EXERCISE TASK —
Reproduce every entry below precisely; do not include the pictures.

Start of MATERIALS PROVIDED

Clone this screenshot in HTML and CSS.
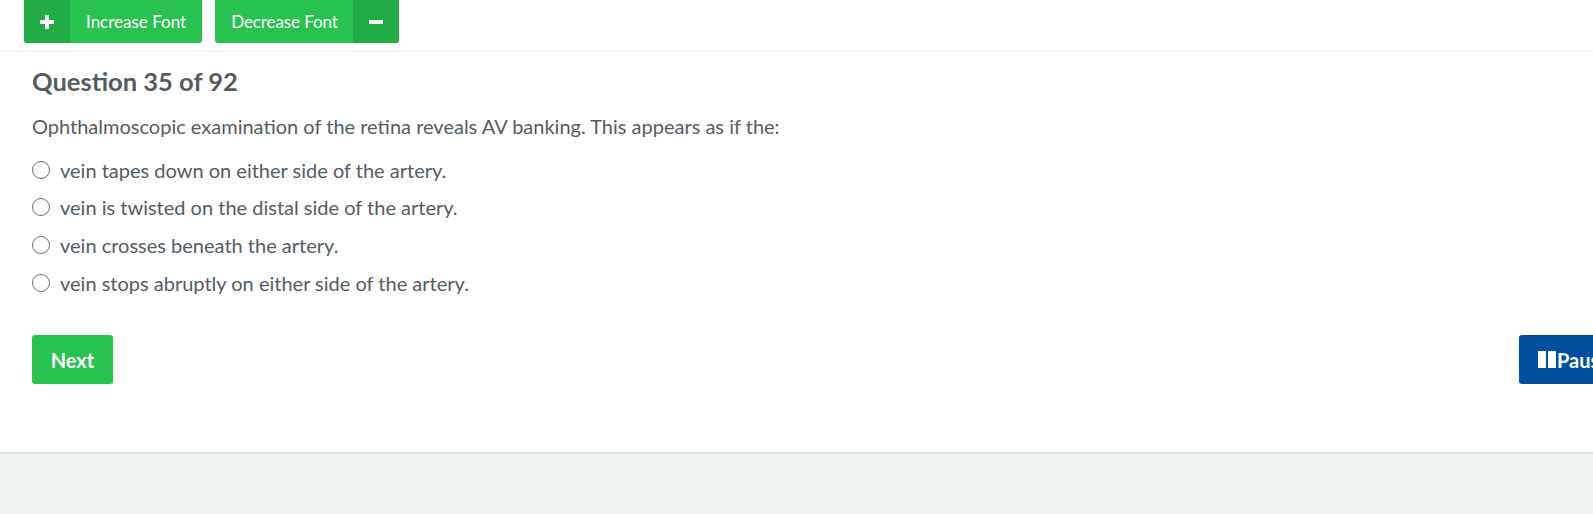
FILE: index.html
```html
<!DOCTYPE html>
<html lang="en">
<head>
<meta charset="utf-8">
<title>Question 35 of 92</title>
<link rel="stylesheet" href="styles.css">
</head>
<body>
<div class="page">
  <div class="toolbar">
    <button class="font-btn"><span class="icon-part"><svg width="14" height="14" viewBox="0 0 14 14"><rect x="5" y="0" width="4" height="14" fill="#fff"/><rect x="0" y="5" width="14" height="4" fill="#fff"/></svg></span><span class="label">Increase Font</span></button>
    <button class="font-btn font-btn-dec"><span class="label">Decrease Font</span><span class="icon-part"><svg width="14" height="14" viewBox="0 0 14 14"><rect x="0" y="5" width="14" height="4" fill="#fff"/></svg></span></button>
  </div>
  <div class="panel">
    <h2 class="q-title">Question 35 of 92</h2>
    <p class="q-text">Ophthalmoscopic examination of the retina reveals AV banking. This appears as if the:</p>
    <ul class="options">
      <li><span class="radio"></span>vein tapes down on either side of the artery.</li>
      <li><span class="radio"></span>vein is twisted on the distal side of the artery.</li>
      <li><span class="radio"></span>vein crosses beneath the artery.</li>
      <li><span class="radio"></span>vein stops abruptly on either side of the artery.</li>
    </ul>
    <div class="actions">
      <button class="next-btn">Next</button>
      <button class="pause-btn"><span class="pause-icon"><span></span><span></span></span>Pause</button>
    </div>
  </div>
</div>
</body>
</html>
```
FILE: styles.css
```css
html, body {
  margin: 0;
  padding: 0;
}
body {
  background: #eef1f2;
  font-family: Lato, "Liberation Sans", sans-serif;
  color: #545c63;
  overflow: hidden;
  width: 1593px;
  height: 514px;
}
.page {
  background: #fff;
  border-bottom: 2px solid #e1e4e6;
}
.toolbar {
  display: flex;
  gap: 13px;
  padding: 0 24px;
  height: 51px;
  border-bottom: 1px solid #f0f1f2;
}
.font-btn {
  display: flex;
  align-items: stretch;
  height: 43px;
  padding: 0;
  border: none;
  border-radius: 0 0 3px 3px;
  background: #28c24f;
  color: #fff;
  font-family: inherit;
  font-size: 17px;
  overflow: hidden;
  cursor: pointer;
}
.font-btn .icon-part {
  display: flex;
  align-items: center;
  justify-content: center;
  width: 46px;
  background: #22ad44;
}
.font-btn .label {
  display: flex;
  align-items: center;
  padding: 0 16px;
}
.font-btn-dec .label {
  padding: 0 15px 0 16px;
  letter-spacing: -0.1px;
}
.panel {
  padding: 13px 31px 68px 32px;
}
.q-title {
  margin: 0;
  font-size: 25.5px;
  font-weight: 700;
  line-height: 32px;
  color: #545c63;
}
.q-text {
  margin: 15px 0 11px;
  font-size: 20px;
  line-height: 28px;
}
.options {
  list-style: none;
  margin: 0;
  padding: 0;
}
.options li {
  display: flex;
  align-items: center;
  height: 37.6px;
  font-size: 20px;
}
.radio {
  width: 16px;
  height: 16px;
  border: 1.5px solid #6b6f72;
  border-radius: 50%;
  margin-right: 10px;
  flex: none;
}
.actions {
  display: flex;
  justify-content: space-between;
  margin-top: 34px;
  margin-right: -87px;
}
.next-btn {
  width: 81px;
  height: 49px;
  border: none;
  border-radius: 3px;
  background: #28c24f;
  color: #fff;
  font-family: inherit;
  font-size: 20px;
  font-weight: 700;
}
.pause-btn {
  display: flex;
  align-items: center;
  width: 130px;
  height: 49px;
  padding: 0 0 0 19px;
  border: none;
  border-radius: 3px;
  background: #00509f;
  color: #fff;
  font-family: inherit;
  font-size: 20px;
  font-weight: 700;
}
.pause-icon {
  display: flex;
  gap: 2px;
  margin-right: 1px;
}
.pause-icon span {
  width: 8px;
  height: 17px;
  background: #fff;
}
```
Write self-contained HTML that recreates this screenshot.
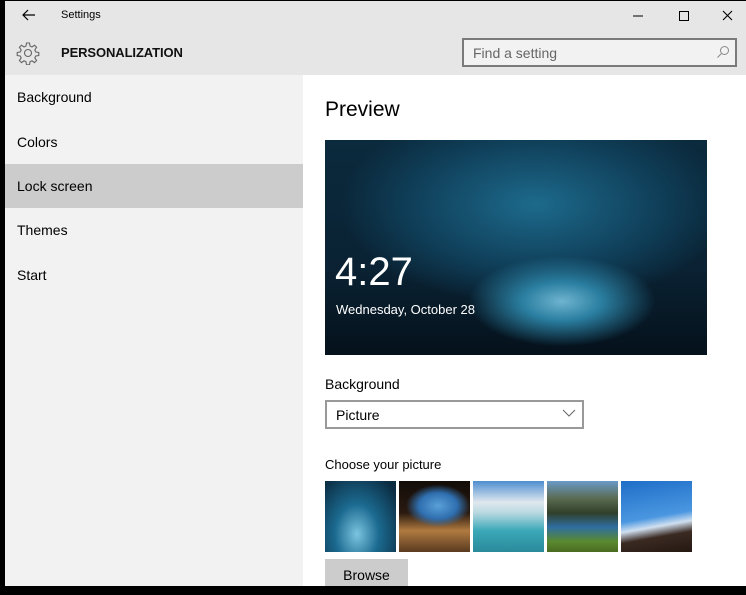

End of MATERIALS PROVIDED

PROBLEM SOLUTION —
Clone this screenshot in HTML and CSS.
FILE: index.html
```html
<!DOCTYPE html>
<html lang="en">
<head>
<meta charset="utf-8">
<title>Question 35 of 92</title>
<link rel="stylesheet" href="styles.css">
</head>
<body>
<div class="page">
  <div class="toolbar">
    <button class="font-btn"><span class="icon-part"><svg width="14" height="14" viewBox="0 0 14 14"><rect x="5" y="0" width="4" height="14" fill="#fff"/><rect x="0" y="5" width="14" height="4" fill="#fff"/></svg></span><span class="label">Increase Font</span></button>
    <button class="font-btn font-btn-dec"><span class="label">Decrease Font</span><span class="icon-part"><svg width="14" height="14" viewBox="0 0 14 14"><rect x="0" y="5" width="14" height="4" fill="#fff"/></svg></span></button>
  </div>
  <div class="panel">
    <h2 class="q-title">Question 35 of 92</h2>
    <p class="q-text">Ophthalmoscopic examination of the retina reveals AV banking. This appears as if the:</p>
    <ul class="options">
      <li><span class="radio"></span>vein tapes down on either side of the artery.</li>
      <li><span class="radio"></span>vein is twisted on the distal side of the artery.</li>
      <li><span class="radio"></span>vein crosses beneath the artery.</li>
      <li><span class="radio"></span>vein stops abruptly on either side of the artery.</li>
    </ul>
    <div class="actions">
      <button class="next-btn">Next</button>
      <button class="pause-btn"><span class="pause-icon"><span></span><span></span></span>Pause</button>
    </div>
  </div>
</div>
</body>
</html>
```
FILE: styles.css
```css
html, body {
  margin: 0;
  padding: 0;
}
body {
  background: #eef1f2;
  font-family: Lato, "Liberation Sans", sans-serif;
  color: #545c63;
  overflow: hidden;
  width: 1593px;
  height: 514px;
}
.page {
  background: #fff;
  border-bottom: 2px solid #e1e4e6;
}
.toolbar {
  display: flex;
  gap: 13px;
  padding: 0 24px;
  height: 51px;
  border-bottom: 1px solid #f0f1f2;
}
.font-btn {
  display: flex;
  align-items: stretch;
  height: 43px;
  padding: 0;
  border: none;
  border-radius: 0 0 3px 3px;
  background: #28c24f;
  color: #fff;
  font-family: inherit;
  font-size: 17px;
  overflow: hidden;
  cursor: pointer;
}
.font-btn .icon-part {
  display: flex;
  align-items: center;
  justify-content: center;
  width: 46px;
  background: #22ad44;
}
.font-btn .label {
  display: flex;
  align-items: center;
  padding: 0 16px;
}
.font-btn-dec .label {
  padding: 0 15px 0 16px;
  letter-spacing: -0.1px;
}
.panel {
  padding: 13px 31px 68px 32px;
}
.q-title {
  margin: 0;
  font-size: 25.5px;
  font-weight: 700;
  line-height: 32px;
  color: #545c63;
}
.q-text {
  margin: 15px 0 11px;
  font-size: 20px;
  line-height: 28px;
}
.options {
  list-style: none;
  margin: 0;
  padding: 0;
}
.options li {
  display: flex;
  align-items: center;
  height: 37.6px;
  font-size: 20px;
}
.radio {
  width: 16px;
  height: 16px;
  border: 1.5px solid #6b6f72;
  border-radius: 50%;
  margin-right: 10px;
  flex: none;
}
.actions {
  display: flex;
  justify-content: space-between;
  margin-top: 34px;
  margin-right: -87px;
}
.next-btn {
  width: 81px;
  height: 49px;
  border: none;
  border-radius: 3px;
  background: #28c24f;
  color: #fff;
  font-family: inherit;
  font-size: 20px;
  font-weight: 700;
}
.pause-btn {
  display: flex;
  align-items: center;
  width: 130px;
  height: 49px;
  padding: 0 0 0 19px;
  border: none;
  border-radius: 3px;
  background: #00509f;
  color: #fff;
  font-family: inherit;
  font-size: 20px;
  font-weight: 700;
}
.pause-icon {
  display: flex;
  gap: 2px;
  margin-right: 1px;
}
.pause-icon span {
  width: 8px;
  height: 17px;
  background: #fff;
}
```
Write self-contained HTML that recreates this screenshot.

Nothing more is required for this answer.